Palenville by air
The Catskill Geologists
The Mountain Eagle – June 15, 2017
Robert and Johanna Titus
We would like to welcome what we hope are a large number of new readers from Palenville. The Mountain Eagle has expanded its coverage to your town. Palenville has an extensive historical heritage. It has been a place where visitors have long begun their ascent into scenic Kaaterskill Clove. Originally a tough trek, nowadays there is a modern highway so the journey is easy. In the 19th Century Palenville became an artist’s colony. Landscape painters of the famed Hudson Valley School of Art commonly spent their summers there and devoted themselves to sketching and painting the area’s scenic landscape. A lot of very good work was done in the vicinity of the clove. Palenville has always seen a great number of tourists passing through on their ways to the mountains.
Let’s visit the town of Palenville as geologists; and, let’s ask a deceptively simple question: why does it exist? The answer takes us back to the Ice Age. Geologists have long been drawn to Kaaterskill clove to view its landscape with a more scientific eye. That’s where we fit into the story. We love to hike the clove and the mountains north and south of it. There is an awful lot of very good geology to be seen there. So, when we got the chance to fly over it, we welcomed the opportunity. We had a pretty good idea of what we would see. Kaaterskill Clove is a great gash in the Catskill Front. Most of it was carved during the Ice Age, especially during the closing phases of that time. Melting glaciers provided enormous amounts of water that cascaded down the canyon, eroding it. Think of it as an oversized gulley!
Kaaterskill Clove had been there before our most recent ice age. It probably began eroding at the end of the Ice Age’s previous chapter. But about 13,000 or 14,000 thousand years ago there was another time of melting . . . and another time of erosion. You have to visit the clove and imagine it with deafening masses of raging, foaming, pounding whitewater thundering down its canyon. Erosion would have been going on at an alarming rate. Where there is erosion, the destruction of rock, then there must also be the production of large masses of sediment. Rock is converted into sediment, and it must be deposited somewhere. That is exactly what we were going to see.

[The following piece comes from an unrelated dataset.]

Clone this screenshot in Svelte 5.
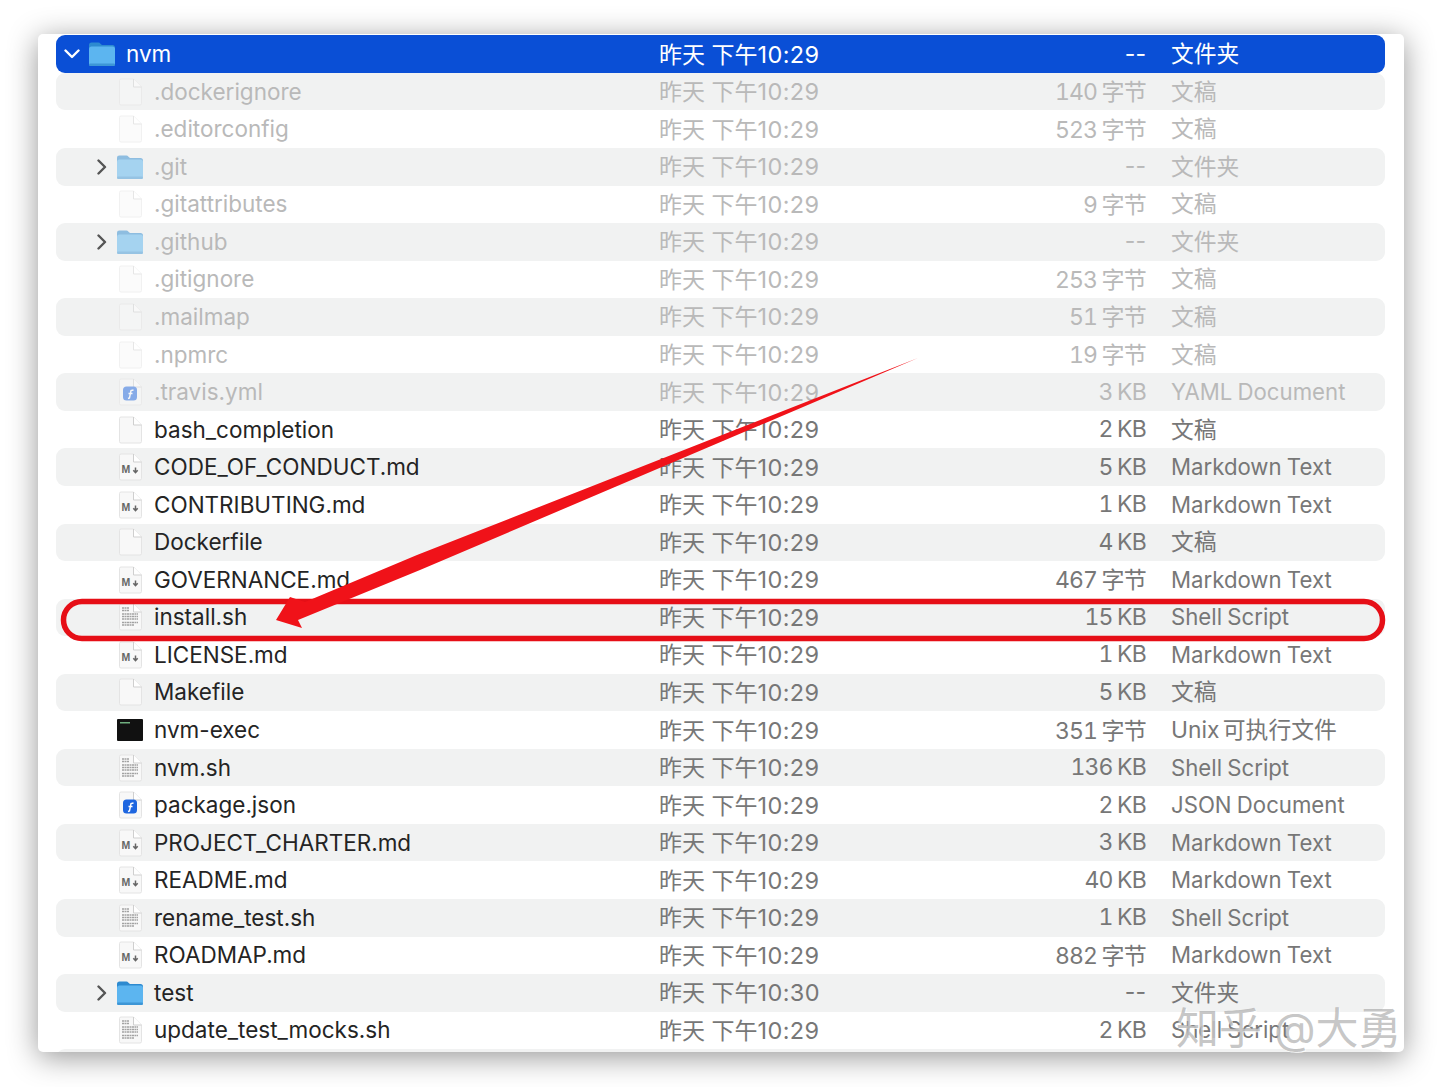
<script>
    const day = '昨天 下午';

    const files = [
        { name: 'nvm', time: '10:29', size: '--', kind: '文件夹', icon: 'folder', open: true, selected: true },
        { name: '.dockerignore', time: '10:29', size: '140 字节', kind: '文稿', icon: 'doc', hidden: true },
        { name: '.editorconfig', time: '10:29', size: '523 字节', kind: '文稿', icon: 'doc', hidden: true },
        { name: '.git', time: '10:29', size: '--', kind: '文件夹', icon: 'folder', hidden: true, closed: true },
        { name: '.gitattributes', time: '10:29', size: '9 字节', kind: '文稿', icon: 'doc', hidden: true },
        { name: '.github', time: '10:29', size: '--', kind: '文件夹', icon: 'folder', hidden: true, closed: true },
        { name: '.gitignore', time: '10:29', size: '253 字节', kind: '文稿', icon: 'doc', hidden: true },
        { name: '.mailmap', time: '10:29', size: '51 字节', kind: '文稿', icon: 'doc', hidden: true },
        { name: '.npmrc', time: '10:29', size: '19 字节', kind: '文稿', icon: 'doc', hidden: true },
        { name: '.travis.yml', time: '10:29', size: '3 KB', kind: 'YAML Document', icon: 'json', hidden: true },
        { name: 'bash_completion', time: '10:29', size: '2 KB', kind: '文稿', icon: 'doc' },
        { name: 'CODE_OF_CONDUCT.md', time: '10:29', size: '5 KB', kind: 'Markdown Text', icon: 'md' },
        { name: 'CONTRIBUTING.md', time: '10:29', size: '1 KB', kind: 'Markdown Text', icon: 'md' },
        { name: 'Dockerfile', time: '10:29', size: '4 KB', kind: '文稿', icon: 'doc' },
        { name: 'GOVERNANCE.md', time: '10:29', size: '467 字节', kind: 'Markdown Text', icon: 'md' },
        { name: 'install.sh', time: '10:29', size: '15 KB', kind: 'Shell Script', icon: 'sh' },
        { name: 'LICENSE.md', time: '10:29', size: '1 KB', kind: 'Markdown Text', icon: 'md' },
        { name: 'Makefile', time: '10:29', size: '5 KB', kind: '文稿', icon: 'doc' },
        { name: 'nvm-exec', time: '10:29', size: '351 字节', kind: 'Unix 可执行文件', icon: 'exec' },
        { name: 'nvm.sh', time: '10:29', size: '136 KB', kind: 'Shell Script', icon: 'sh' },
        { name: 'package.json', time: '10:29', size: '2 KB', kind: 'JSON Document', icon: 'json' },
        { name: 'PROJECT_CHARTER.md', time: '10:29', size: '3 KB', kind: 'Markdown Text', icon: 'md' },
        { name: 'README.md', time: '10:29', size: '40 KB', kind: 'Markdown Text', icon: 'md' },
        { name: 'rename_test.sh', time: '10:29', size: '1 KB', kind: 'Shell Script', icon: 'sh' },
        { name: 'ROADMAP.md', time: '10:29', size: '882 字节', kind: 'Markdown Text', icon: 'md' },
        { name: 'test', time: '10:30', size: '--', kind: '文件夹', icon: 'folder', closed: true },
        { name: 'update_test_mocks.sh', time: '10:29', size: '2 KB', kind: 'Shell Script', icon: 'sh' },
    ];

    // lines of the little script preview on the .sh icons
    const scriptLines = [
        [4, 7], [4, 7],
        [4, 16], [4, 16], [4, 16],
        [4, 16], [4, 12],
    ];
    const scriptY = [5, 7.5, 11, 13.5, 16, 19.5, 22];

    const hasCjk = (text) => /[^\x00-\x7f]/.test(text);
</script>

{#snippet sheet()}
    <path d="M1.500 2.500a1.500 1.500 0 0 1 1.500-1.500h12.500l8 8v16.500a1.500 1.500 0 0 1-1.500 1.500H3a1.500 1.500 0 0 1-1.500-1.500z" fill="#f8f8f8" stroke="#e4e4e4" />
    <path d="M15.500 1v8h8" fill="#fff" stroke="#cfcfcf" />
{/snippet}

{#snippet icon(type)}
    {#if type === 'folder'}
        <svg class="icon" viewBox="0 0 28 26" width="28" height="26">
            <path d="M1 4a2.500 2.500 0 0 1 2.500-2.500h7c1.500 0 2 1.500 3.500 2.500h10.500A2.500 2.500 0 0 1 27 6.500v4H1z" fill="#2d8ad0" />
            <rect x="1" y="5.500" width="26" height="19.500" rx="2.500" fill="#5cb5f0" />
            <rect x="1" y="22.500" width="26" height="2.500" rx="1.200" fill="#3d96d6" />
        </svg>
    {:else if type === 'exec'}
        <svg class="icon" viewBox="0 0 28 26" width="28" height="26">
            <rect x="1" y="2" width="26" height="22" rx="1" fill="#111" />
            <rect x="4" y="5" width="10" height="1.500" fill="#6fae7e" />
        </svg>
    {:else}
        <svg class="icon" viewBox="0 0 25 28" width="25" height="28">
            {@render sheet()}
            {#if type === 'md'}
                <text x="3.500" y="20" class="md-mark">M</text>
                <path d="M17.500 14.500v5M15.300 17.300l2.200 2.400 2.200-2.400" fill="none" stroke="#666" stroke-width="1.500" />
            {:else if type === 'sh'}
                {#each scriptLines as line, i}
                    <path d="M{line[0]} {scriptY[i]}h{line[1]}" stroke="#a2a2a2" stroke-width="1.500" stroke-dasharray="2 .5" />
                {/each}
            {:else if type === 'json'}
                <rect x="5" y="8.500" width="14" height="14" rx="3.500" fill="#1e66e0" />
                <path d="M10 20.500l1.500-.5 1.500-7.500 2.500-.5M10.500 15.500h4" stroke="#fff" stroke-width="1.400" fill="none" />
            {/if}
        </svg>
    {/if}
{/snippet}

<div class="page">
    <div class="window">
        {#each files as file, i}
            <div class="row" class:stripe={i % 2 === 1} class:selected={file.selected} class:dim={file.hidden}>
                <div class="name-cell" class:nested={!file.selected}>
                    <span class="chevron">
                        {#if file.open}
                            <svg viewBox="0 0 16 12" width="16" height="12"><path d="M1.500 2.500L8 9l6.500-6.500" fill="none" stroke="#fff" stroke-width="2.400" stroke-linecap="round" stroke-linejoin="round" /></svg>
                        {:else if file.closed}
                            <svg viewBox="0 0 12 16" width="12" height="16"><path d="M2.500 1.500L9 8l-6.500 6.500" fill="none" stroke="#555" stroke-width="2.400" stroke-linecap="round" stroke-linejoin="round" /></svg>
                        {/if}
                    </span>
                    <span class="icon-box">{@render icon(file.icon)}</span>
                    <span class="name">{file.name}</span>
                </div>
                <div class="date cjk">{day}<span class="clock">{file.time}</span></div>
                <div class="size" class:cjk={hasCjk(file.size)} class:dash={file.size === '--'}>{file.size}</div>
                <div class="kind" class:cjk={hasCjk(file.kind)}>{file.kind}</div>
            </div>
        {/each}
        <div class="row stripe"></div>
    </div>

    <svg class="marks" viewBox="0 0 1440 1087" width="1440" height="1087">
        <rect x="63.500" y="601.500" width="1319" height="37" rx="18.500" fill="none" stroke="#e60f17" stroke-width="5.500" />
        <polygon points="918,358 420,570 298,620 302,628 276,620 290,597 305,602 417,555" fill="#f01219" />
    </svg>

    <div class="watermark">知乎 @大勇</div>
</div>

<style>
    :global(body) {
        background: #fff;
    }

    .page {
        position: relative;
        width: 1440px;
        height: 1087px;
        padding: 34px 36px 35px 38px;
        box-sizing: border-box;
        overflow: hidden;
        font-family: Inter, "Noto Sans CJK SC", sans-serif;
    }

    .window {
        height: 100%;
        padding: 1.400px 19px 0 18px;
        box-sizing: border-box;
        background: #fff;
        border-radius: 5px;
        overflow: hidden;
        box-shadow: 0 5px 30px rgba(0, 0, 0, 0.42);
    }

    .row {
        display: grid;
        grid-template-columns: 603px 300px 187px 25px 1fr;
        align-items: center;
        height: 37.550px;
        border-radius: 9px;
        font-size: 23px;
        color: #777;
        white-space: nowrap;
    }

    .stripe {
        background: #f1f2f2;
    }

    .selected {
        background: #0a4fd6;
        color: #fff;
    }

    .name-cell {
        display: flex;
        align-items: center;
    }

    .nested {
        padding-left: 30px;
    }

    .chevron {
        display: flex;
        justify-content: center;
        align-items: center;
        width: 30px;
        padding-left: 2px;
        box-sizing: border-box;
    }

    .icon-box {
        display: flex;
        justify-content: center;
        align-items: center;
        width: 28px;
        height: 37px;
    }

    .selected .icon-box {
        margin-left: 2px;
    }

    .icon {
        display: block;
        flex: none;
    }

    .md-mark {
        font-size: 10.500px;
        font-weight: 700;
        fill: #666;
        font-family: "Liberation Sans", sans-serif;
    }

    .name {
        margin-left: 10px;
        margin-bottom: 1px;
        font-size: 22.500px;
        color: #242424;
    }

    .selected .name {
        color: #fff;
    }

    .size,
    .kind {
        margin-bottom: 1px;
    }

    /* CJK fallback pushes the baseline down a bit */
    .cjk {
        margin-bottom: 3px;
    }

    .clock {
        font-size: 23.500px;
        letter-spacing: 0.4px;
    }

    .size {
        text-align: right;
        word-spacing: -1px;
        font-variant-numeric: tabular-nums;
        letter-spacing: -0.8px;
    }

    .size.dash {
        font-variant-numeric: normal;
        letter-spacing: 0;
    }

    .kind {
        grid-column: 5;
        font-size: 22.200px;
        word-spacing: -1px;
    }

    .kind.cjk {
        font-size: 22.800px;
        word-spacing: -3px;
    }

    .dim .name,
    .dim .date,
    .dim .size,
    .dim .kind {
        color: #b9b9b9;
    }

    .dim .icon-box {
        opacity: 0.5;
    }

    .marks {
        position: absolute;
        left: 0;
        top: 0;
        pointer-events: none;
    }

    .watermark {
        position: absolute;
        left: 1176px;
        top: 1003px;
        font-size: 43px;
        line-height: 50px;
        color: rgba(150, 150, 150, 0.55);
        text-shadow: 1px 1px 0 rgba(255, 255, 255, 0.8);
        white-space: nowrap;
    }
</style>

Palenville has long been recognized by geologists as something that is called an “alluvial fan.” That is a large, fan-shaped heap of earth. Such fans spread out across a dry valley floor at the bottom of the sediment’s source. In this case, large amounts of sediment traveled down an eroding Kaaterskill Clove, and then spread out into a fan shaped heap at the bottom of that clove
A trained geologist can recognize such a feature on any good topographical map, and we did this a long time ago. But now, we were up in a plane, and there it was. As we flew by, we gazed into the great wide yawning clove. And spread out before it was the alluvial fan. We could recognize three roads that we knew. These were Bogart Road, Rt. 23A, and Rt. 32A. The three of them radiated out from the bottom of the canyon and spread out across the top of the fan. Nobody knew it at the time but, as laid out, those roads all descend the gentle slopes of the alluvial fan. The fan made an ideal location to build homes and, one by one, they appeared. And that is the geological story behind the origins of Palenville.